Tuesday, December 19, 2017

Broken & Beloved: A Reflection from Emily Rutledge

Annunciation

This image was drawn in 2003 by a sister at Our Lady of Mississippi Abbey.  It can be purchased through their website. 

Just before Advent I came across this image.  It has moved me in a way that no other piece of art has.  From the beautiful stained glass I was surrounded by while worshiping at St. Andrew's Cathedral though middle and high school to the icons, architecture, and sculptures that were the framework of my Jesuit higher education, I have never felt to deeply connected to, so embedded in a composition.

This.  This art.  These women.  They are telling their own story and also mine and also that of the women I love and those I can't stand and those I don't know.  These women are my grandmothers and my daughter and my best friend.  

From the Women's March in January to the 'Me, Too' hashtag that took off in October, 2017 has been a year where the universal power and pain of women has shown bright in this nation.  My heart has been broken and revived and grown three sizes as I've moved through this time.  The image of these women, it encapsulates it for me.  

Advent changed for me when I began to see it through the eyes of Mary.  I began to imagine and own that Mary is every one of us.  We each carry a promise within that is magical and scary and completely unknown.  While I am one hundred percent certain that I have not born the next Messiah (just a few minutes around our dinner table makes that perfectly clear) I do know that I hold the power to bring limitless love into this world if I allow myself to be a vessel for it instead of a shrine to my own ego.  Pro Tip:  I'm not special... you are that same magnificent vessel.
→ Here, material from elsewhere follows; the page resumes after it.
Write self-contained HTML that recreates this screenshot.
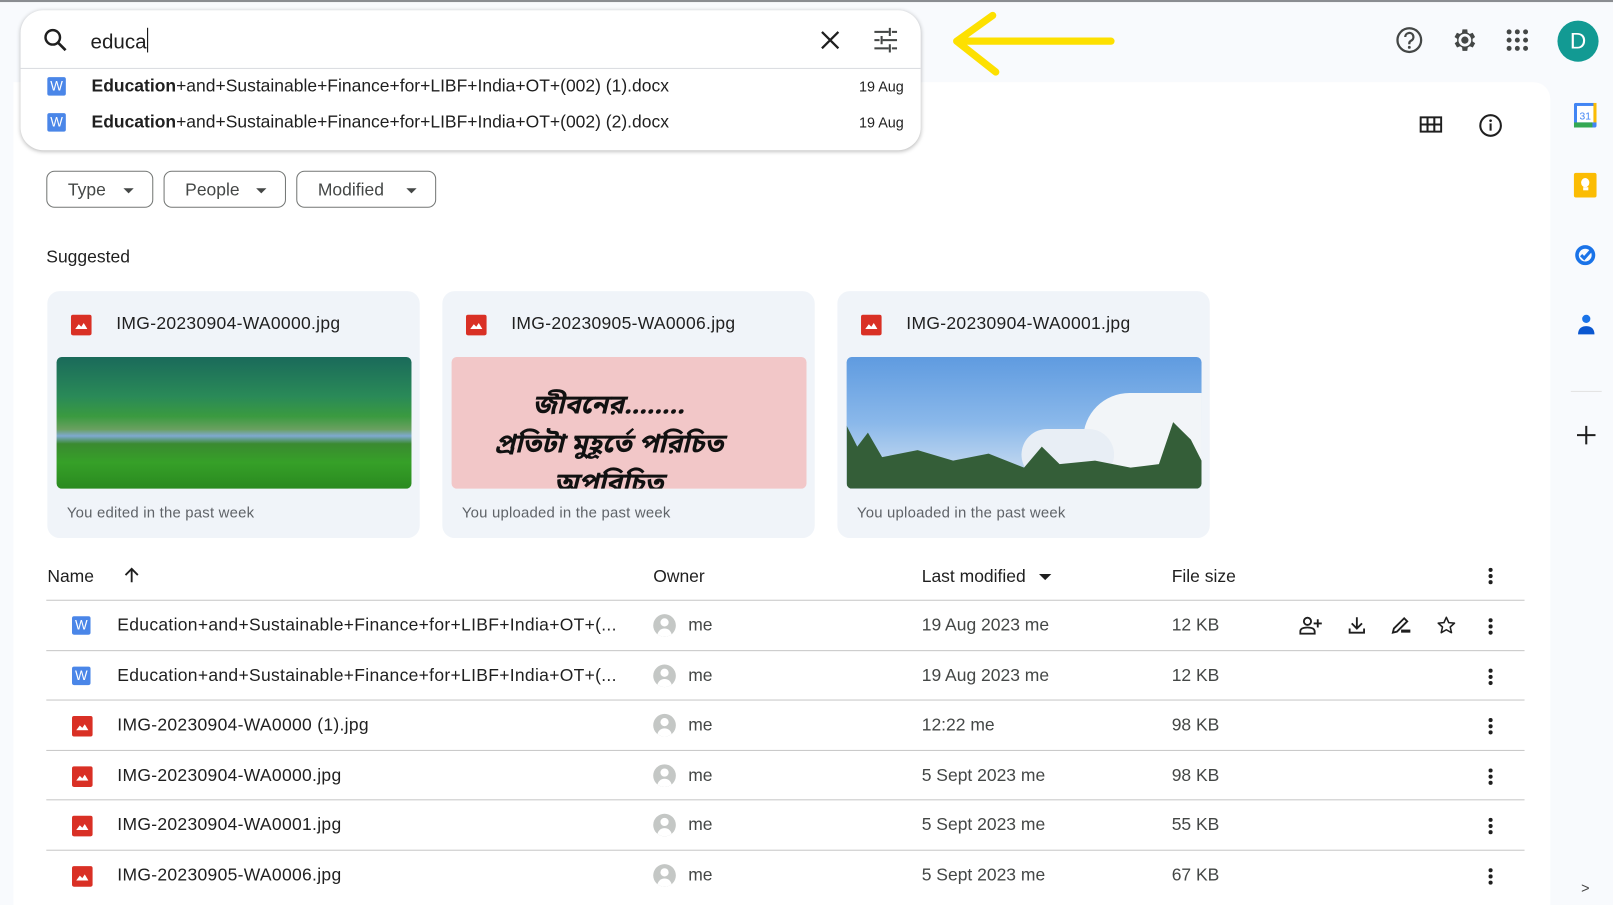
<!DOCTYPE html>
<html><head><meta charset="utf-8">
<style>
html,body{margin:0;padding:0;width:1613px;height:897px;overflow:hidden;background:#f8fafd;}
#w{position:absolute;left:0;top:0;width:1568px;height:872px;transform:scale(1.02870);transform-origin:0 0;font-family:"Liberation Sans",Arial,sans-serif;color:#1f1f1f;}
.a{position:absolute;}
.topline{left:0;top:0;width:1568px;height:2px;background:#8a8d91;}
.panel{left:13px;top:80px;width:1494px;height:800px;background:#fff;border-top-right-radius:16px;}
.search{left:20px;top:10px;width:875px;height:136px;background:#fff;border-radius:22px;box-shadow:0 1px 4px rgba(0,0,0,.28);}
.sep{left:20px;top:66px;width:875px;height:1px;background:#dadce0;}
.sug{font-size:17px;color:#1f1f1f;letter-spacing:0px;}
.w{width:18px;height:18px;background:#4a86e8;color:#fff;font-size:13px;line-height:18px;text-align:center;border-radius:2px;}
.im{width:20px;height:20px;background:#d93025;border-radius:2px;position:absolute;}
.im:after{content:"";position:absolute;left:4px;top:8px;width:12px;height:6px;background:#fff;clip-path:polygon(0 100%,30% 20%,50% 60%,70% 0,100% 100%);}
.chip{top:166px;height:36px;border:1px solid #747775;border-radius:8px;font-size:17px;line-height:36px;color:#444746;box-sizing:border-box;padding-left:20px;}
.chip:after{content:"";position:absolute;right:18px;top:16px;border-left:5px solid transparent;border-right:5px solid transparent;border-top:5px solid #444746;}
.card{top:283px;width:362px;height:240px;background:#f0f4f9;border-radius:12px;}
.card .t{position:absolute;left:67px;top:22px;font-size:17px;color:#1f1f1f;letter-spacing:0.3px;}
.card .im{position:absolute;left:23px;top:23px;}
.card .p{position:absolute;left:9px;top:64px;width:345px;height:128px;border-radius:5px;overflow:hidden;}
.card .s{position:absolute;left:19px;top:208px;font-size:14.5px;color:#5f6368;letter-spacing:0.2px;}
.hd{font-size:17px;color:#1f1f1f;top:551px;}
.row{left:45px;width:1437px;height:48px;border-top:1px solid #c7c7c7;}
.row .ic{position:absolute;left:25px;top:15px;}
.row .n{position:absolute;left:69px;top:14px;font-size:17px;letter-spacing:0.3px;}
.row .o{position:absolute;left:590px;top:13px;width:22px;height:22px;border-radius:50%;background:#c4c7c5;overflow:hidden;}
.row .o:before{content:"";position:absolute;left:7px;top:4px;width:8px;height:8px;border-radius:50%;background:#fff;}
.row .o:after{content:"";position:absolute;left:4px;top:14px;width:14px;height:10px;border-radius:7px 7px 0 0;background:#fff;}
.row .me{position:absolute;left:624px;top:14px;font-size:17px;color:#444746;}
.row .d{position:absolute;left:851px;top:14px;font-size:17px;color:#444746;}
.row .z{position:absolute;left:1094px;top:14px;font-size:17px;color:#444746;}
.dots{position:absolute;width:4px;}
.dots i{display:block;width:4px;height:4px;border-radius:50%;background:#1f1f1f;margin-bottom:2px;}
</style></head><body><div id="w">
<div class="a topline"></div>
<div class="a panel"></div>

<div class="a search"></div>
<svg class="a" style="left:41px;top:26px" width="26" height="26" viewBox="0 0 24 24"><circle cx="9.5" cy="9.5" r="6.5" fill="none" stroke="#1f1f1f" stroke-width="2.2"/><path d="M14.5 14.5L21 21" stroke="#1f1f1f" stroke-width="2.4"/></svg>
<div class="a" style="left:88px;top:27px;font-size:20px;">educa<span style="display:inline-block;width:1px;height:24px;background:#000;vertical-align:-4px"></span></div>
<svg class="a" style="left:796px;top:28px" width="22" height="22" viewBox="0 0 22 22"><path d="M3 3L19 19M19 3L3 19" stroke="#1f1f1f" stroke-width="2.2"/></svg>
<svg class="a" style="left:849px;top:27px" width="24" height="24" viewBox="0 0 24 24" fill="#444746"><rect x="1" y="3" width="14" height="2"/><rect x="18" y="3" width="5" height="2"/><rect x="15" y="0" width="2" height="8"/><rect x="1" y="11" width="5" height="2"/><rect x="9" y="11" width="14" height="2"/><rect x="7" y="8" width="2" height="8"/><rect x="1" y="19" width="14" height="2"/><rect x="18" y="19" width="5" height="2"/><rect x="15" y="16" width="2" height="8"/></svg>
<div class="a sep"></div>
<div class="a w" style="left:46px;top:75px">W</div>
<div class="a sug" style="left:89px;top:74px"><b>Education</b>+and+Sustainable+Finance+for+LIBF+India+OT+(002) (1).docx</div>
<div class="a" style="left:835px;top:76px;font-size:14px;">19 Aug</div>
<div class="a w" style="left:46px;top:110px">W</div>
<div class="a sug" style="left:89px;top:109px"><b>Education</b>+and+Sustainable+Finance+for+LIBF+India+OT+(002) (2).docx</div>
<div class="a" style="left:835px;top:111px;font-size:14px;">19 Aug</div>

<svg class="a" style="left:920px;top:5px" width="170" height="70" viewBox="0 0 170 70"><path d="M160 35H10M45 10L10 35L48 65" fill="none" stroke="#fde000" stroke-width="7" stroke-linecap="round" stroke-linejoin="round"/></svg>

<svg class="a" style="left:1356px;top:25px" width="28" height="28" viewBox="0 0 28 28"><circle cx="14" cy="14" r="11.5" fill="none" stroke="#444746" stroke-width="2.2"/><path d="M10 11a4 4 0 1 1 5.5 3.7c-1 .5-1.5 1.2-1.5 2.3v1" fill="none" stroke="#444746" stroke-width="2.2"/><circle cx="14" cy="21" r="1.4" fill="#444746"/></svg>
<svg class="a" style="left:1410px;top:25px" width="28" height="28" viewBox="0 0 24 24"><path fill="#444746" d="M19.4 13a7.5 7.5 0 0 0 0-2l2.1-1.6-2-3.5-2.5 1a7 7 0 0 0-1.7-1L15 3h-4l-.4 2.9a7 7 0 0 0-1.7 1l-2.5-1-2 3.5L6.6 11a7.5 7.5 0 0 0 0 2l-2.1 1.6 2 3.5 2.5-1a7 7 0 0 0 1.7 1L11 21h4l.4-2.9a7 7 0 0 0 1.7-1l2.5 1 2-3.5zM13 17.3A5.3 5.3 0 1 1 13 6.7a5.3 5.3 0 0 1 0 10.6z" transform="translate(-1 0)"/><circle cx="12" cy="12" r="3" fill="#444746"/></svg>
<svg class="a" style="left:1464px;top:28px" width="22" height="22" viewBox="0 0 22 22" fill="#444746"><circle cx="3" cy="3" r="2.4"/><circle cx="11" cy="3" r="2.4"/><circle cx="19" cy="3" r="2.4"/><circle cx="3" cy="11" r="2.4"/><circle cx="11" cy="11" r="2.4"/><circle cx="19" cy="11" r="2.4"/><circle cx="3" cy="19" r="2.4"/><circle cx="11" cy="19" r="2.4"/><circle cx="19" cy="19" r="2.4"/></svg>
<div class="a" style="left:1514px;top:20px;width:40px;height:40px;border-radius:50%;background:#129a93;color:#fff;font-size:22px;line-height:40px;text-align:center;">D</div>

<svg class="a" style="left:1380px;top:113px" width="22" height="16" viewBox="0 0 22 16"><rect x="1" y="1" width="20" height="14" fill="none" stroke="#1f1f1f" stroke-width="2"/><path d="M1 8H21M7.7 1V15M14.3 1V15" stroke="#1f1f1f" stroke-width="2"/></svg>
<svg class="a" style="left:1437px;top:110px" width="24" height="24" viewBox="0 0 24 24"><circle cx="12" cy="12" r="10" fill="none" stroke="#1f1f1f" stroke-width="2"/><rect x="11" y="10" width="2" height="7" fill="#1f1f1f"/><circle cx="12" cy="7.3" r="1.3" fill="#1f1f1f"/></svg>

<svg class="a" style="left:1530px;top:100px" width="22" height="24" viewBox="0 0 22 24"><rect x="0" y="0" width="22" height="24" rx="2" fill="#4285f4"/><rect x="3" y="3" width="16" height="16" fill="#fff"/><rect x="0" y="19" width="18" height="5" fill="#34a853"/><rect x="19" y="0" width="3" height="19" fill="#fbbc04"/><text x="11" y="16" font-size="10" text-anchor="middle" fill="#4285f4" font-family="Liberation Sans">31</text></svg>
<div class="a" style="left:1530px;top:168px;width:22px;height:24px;background:#fbbc04;border-radius:2px;"><div style="position:absolute;left:7px;top:5px;width:8px;height:9px;border-radius:50%;background:#fff"></div><div style="position:absolute;left:8.5px;top:14px;width:5px;height:3px;background:#fff"></div></div>
<svg class="a" style="left:1530px;top:235px" width="24" height="24" viewBox="0 0 24 24"><circle cx="11" cy="13" r="8" fill="none" stroke="#1a73e8" stroke-width="3.5"/><path d="M7 13l3 3 8-9" fill="none" stroke="#1a73e8" stroke-width="3"/></svg>
<svg class="a" style="left:1532px;top:305px" width="20" height="22" viewBox="0 0 20 22"><circle cx="10" cy="5" r="4" fill="#1a73e8"/><path d="M2 20c0-6 4-8 8-8s8 2 8 8z" fill="#0b57d0"/></svg>
<div class="a" style="left:1527px;top:380px;width:30px;height:1px;background:#e3e3e3"></div>
<svg class="a" style="left:1532px;top:413px" width="20" height="20"><path d="M10 1V19M1 10H19" stroke="#1f1f1f" stroke-width="2"/></svg>
<div class="a" style="left:1537px;top:855px;font-size:14px;color:#444">&gt;</div>

<div class="a chip" style="left:45px;width:104px;">Type</div>
<div class="a chip" style="left:159px;width:119px;">People</div>
<div class="a chip" style="left:288px;width:136px;">Modified</div>

<div class="a" style="left:45px;top:240px;font-size:17px;color:#1f1f1f;">Suggested</div>

<div class="a card" style="left:46px;"><div class="im"></div><div class="t">IMG-20230904-WA0000.jpg</div>
<div class="p" style="background:linear-gradient(180deg,#1a6a5a 0%,#2a8a58 30%,#3a9a40 45%,#6aa060 55%,#7fa9d0 60%,#3a8a30 66%,#36a028 80%,#2a8a20 100%);"></div>
<div class="s">You edited in the past week</div></div>

<div class="a card" style="left:430px;"><div class="im"></div><div class="t">IMG-20230905-WA0006.jpg</div>
<div class="p" style="background:#f2c7c8;"><div style="position:absolute;left:-20px;width:345px;top:30px;text-align:center;font:bold italic 26px 'Noto Sans Bengali','Lohit Bengali',sans-serif;line-height:38px;color:#111;">জীবনের........<br>প্রতিটা মুহূর্তে পরিচিত<br>অপরিচিত</div></div>
<div class="s">You uploaded in the past week</div></div>

<div class="a card" style="left:814px;"><div class="im"></div><div class="t">IMG-20230904-WA0001.jpg</div>
<div class="p" style="background:linear-gradient(180deg,#5f9be0 0%,#8ab8ea 50%,#b9d3ef 80%);"><div style="position:absolute;left:230px;top:35px;width:120px;height:90px;border-radius:45px 0 0 45px;background:#f2f5f8"></div><div style="position:absolute;left:170px;top:70px;width:90px;height:50px;border-radius:25px;background:#e8eef5"></div><div style="position:absolute;left:0;top:60px;width:345px;height:68px;background:#345e38;clip-path:polygon(0 10%,3% 40%,6% 20%,10% 55%,20% 45%,30% 60%,40% 50%,50% 70%,55% 40%,60% 65%,70% 60%,80% 70%,88% 65%,92% 5%,97% 30%,100% 60%,100% 100%,0 100%)"></div></div>
<div class="s">You uploaded in the past week</div></div>

<div class="a hd" style="left:46px;">Name</div>
<svg class="a" style="left:120px;top:551px" width="16" height="16"><path d="M8 15V2M2 8l6-6 6 6" fill="none" stroke="#1f1f1f" stroke-width="1.8"/></svg>
<div class="a hd" style="left:635px;">Owner</div>
<div class="a hd" style="left:896px;">Last modified</div>
<div class="a" style="left:1010px;top:558px;border-left:6px solid transparent;border-right:6px solid transparent;border-top:6px solid #1f1f1f;"></div>
<div class="a hd" style="left:1139px;">File size</div>
<div class="dots" style="left:1447px;top:552px"><i></i><i></i><i></i></div>

<div class="a row" style="top:583px;"><div class="ic w">W</div><div class="n">Education+and+Sustainable+Finance+for+LIBF+India+OT+(...</div><div class="o"></div><div class="me">me</div><div class="d">19 Aug 2023 me</div><div class="z">12 KB</div>
<svg style="position:absolute;left:1218px;top:15px" width="22" height="18" viewBox="0 0 22 18"><circle cx="8" cy="5" r="3.5" fill="none" stroke="#1f1f1f" stroke-width="1.8"/><path d="M1 17v-2c0-3 3-4 7-4s7 1 7 4v2z" fill="none" stroke="#1f1f1f" stroke-width="1.8"/><path d="M18 3v8M14 7h8" stroke="#1f1f1f" stroke-width="1.8"/></svg>
<svg style="position:absolute;left:1265px;top:15px" width="18" height="18" viewBox="0 0 18 18"><path d="M9 1v10M4 7l5 5 5-5M2 12v4h14v-4" fill="none" stroke="#1f1f1f" stroke-width="1.8"/></svg>
<svg style="position:absolute;left:1307px;top:15px" width="20" height="18" viewBox="0 0 20 18"><path d="M2 16l1-4L13 2l3 3L6 15z" fill="none" stroke="#1f1f1f" stroke-width="1.8"/><rect x="10" y="13" width="9" height="3" fill="#1f1f1f"/></svg>
<svg style="position:absolute;left:1351px;top:14px" width="20" height="20" viewBox="0 0 24 24"><path d="M12 2.5l2.8 6.2 6.7.6-5 4.5 1.5 6.6L12 17l-6 3.4 1.5-6.6-5-4.5 6.7-.6z" fill="none" stroke="#1f1f1f" stroke-width="1.8" stroke-linejoin="round"/></svg>
<div class="dots" style="left:1402px;top:17px"><i></i><i></i><i></i></div></div>

<div class="a row" style="top:632px;"><div class="ic w">W</div><div class="n">Education+and+Sustainable+Finance+for+LIBF+India+OT+(...</div><div class="o"></div><div class="me">me</div><div class="d">19 Aug 2023 me</div><div class="z">12 KB</div><div class="dots" style="left:1402px;top:17px"><i></i><i></i><i></i></div></div>
<div class="a row" style="top:680px;"><div class="ic im"></div><div class="n">IMG-20230904-WA0000 (1).jpg</div><div class="o"></div><div class="me">me</div><div class="d">12:22 me</div><div class="z">98 KB</div><div class="dots" style="left:1402px;top:17px"><i></i><i></i><i></i></div></div>
<div class="a row" style="top:729px;"><div class="ic im"></div><div class="n">IMG-20230904-WA0000.jpg</div><div class="o"></div><div class="me">me</div><div class="d">5 Sept 2023 me</div><div class="z">98 KB</div><div class="dots" style="left:1402px;top:17px"><i></i><i></i><i></i></div></div>
<div class="a row" style="top:777px;"><div class="ic im"></div><div class="n">IMG-20230904-WA0001.jpg</div><div class="o"></div><div class="me">me</div><div class="d">5 Sept 2023 me</div><div class="z">55 KB</div><div class="dots" style="left:1402px;top:17px"><i></i><i></i><i></i></div></div>
<div class="a row" style="top:826px;"><div class="ic im"></div><div class="n">IMG-20230905-WA0006.jpg</div><div class="o"></div><div class="me">me</div><div class="d">5 Sept 2023 me</div><div class="z">67 KB</div><div class="dots" style="left:1402px;top:17px"><i></i><i></i><i></i></div></div>
</div></body></html>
Life changed for me when I began to see it through the eyes of Eve.  The world shifted when I saw that Eve is every one of us.  Worthy and good people make monumental mistakes.  When I owned my own brokenness, my own beloved disappointment, my own failures, it was revelaed that it is only through the crumbling of a 'perfect life' that grace and hope and redemption appear.   Pro Tip: Eve is a symbol in a beautiful metaphor about the creation of this world and how we stray from God.  Dinosaurs were real.  Evolution is a thing.  

While I could wax on and on about the Madonna-Whore Complex (I am happy to share any of the countless essays I wrote in college about the topic, you're welcome world) as women we are cast in roles we never signed up for.  Mary and Eve... they know the feeling.  This image, the circle they create, it is the redemption that resides in each us, even now, as we live in this place, broken and beloved.  

Thomas Merton said, "Christ is born to us today, in order that he may appear to the whole world through us."  

As we walk through the last week of Advent preparing for the birth of Christ, may you be the vessel, broken and beloved, that God needs to redeem Her world.